Algorithm Design and Problem Solving Notes 2025
Algorithm Design and Problem Solving Notes 2025
• learn about the use of, and stages in, the program development life cycle
• use decomposition to split a system into sub-systems.
• create structure diagrams, flowcharts and pseudocode algorithms.
• explain how a bubble sort and linear search works.
• describe and produce algorithms that include finding the maximum, minimum and average values.
• understand the need for validation and verification and write programs that use both.
• identify appropriate test data for an algorithm.
• complete a trace table for an algorithm.
• learn how to check a program for errors and amend the program.
• learn how to explain the purpose of an algorithm
OBJECTIVES:
1. Understand the program development life cycle, limited to: analysis, design, coding and testing.
There are several varieties of life cycle, including cyclic, spiral, waterfall and rapid development. These all include the
stages analysis, design, coding and testing.
Including identifying each stage and performing these tasks for each stage:
– Analysis: the first stage of the program development life cycle that involves investigating the problem.
• Abstraction:
Is used as a tool.
Is a process of selecting the necessary facts and discard unnecessary.
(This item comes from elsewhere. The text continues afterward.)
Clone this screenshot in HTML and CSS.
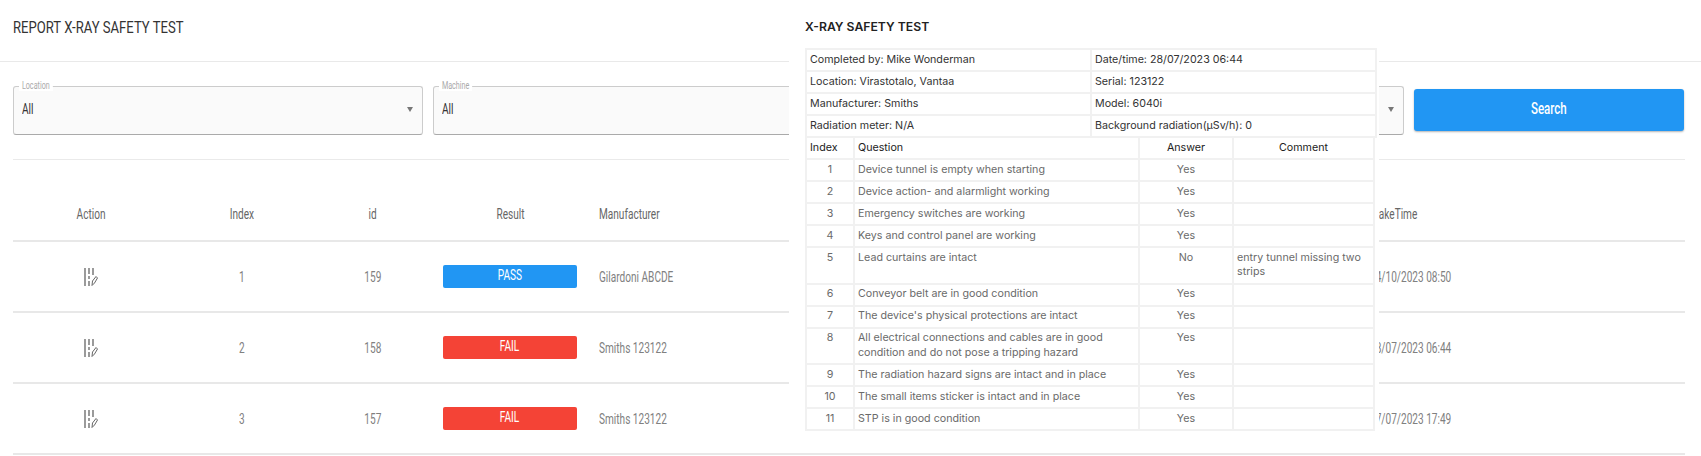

keeps the key elements required for the solution to the problem and discards any unnecessary details and
information that is not required.
• decomposition of the problem.
The process of breaking down a complex problem into smaller parts, which can then be subdivided into even
smaller parts, that can be solved easily.
• identification of the problem and requirements:
process of identifying the problem and problem requirements.
– Design:
The program specification from the analysis stage is used to show to how the program should be developed. This can be
formally documented using structure charts, flowcharts and pseudocode.
• structure diagrams:
a hierarchical diagram that shows the decomposition of a system.
• Flowcharts:
a diagrammatic representation of an algorithm.
shows each step of a process, in the order that each step is performed.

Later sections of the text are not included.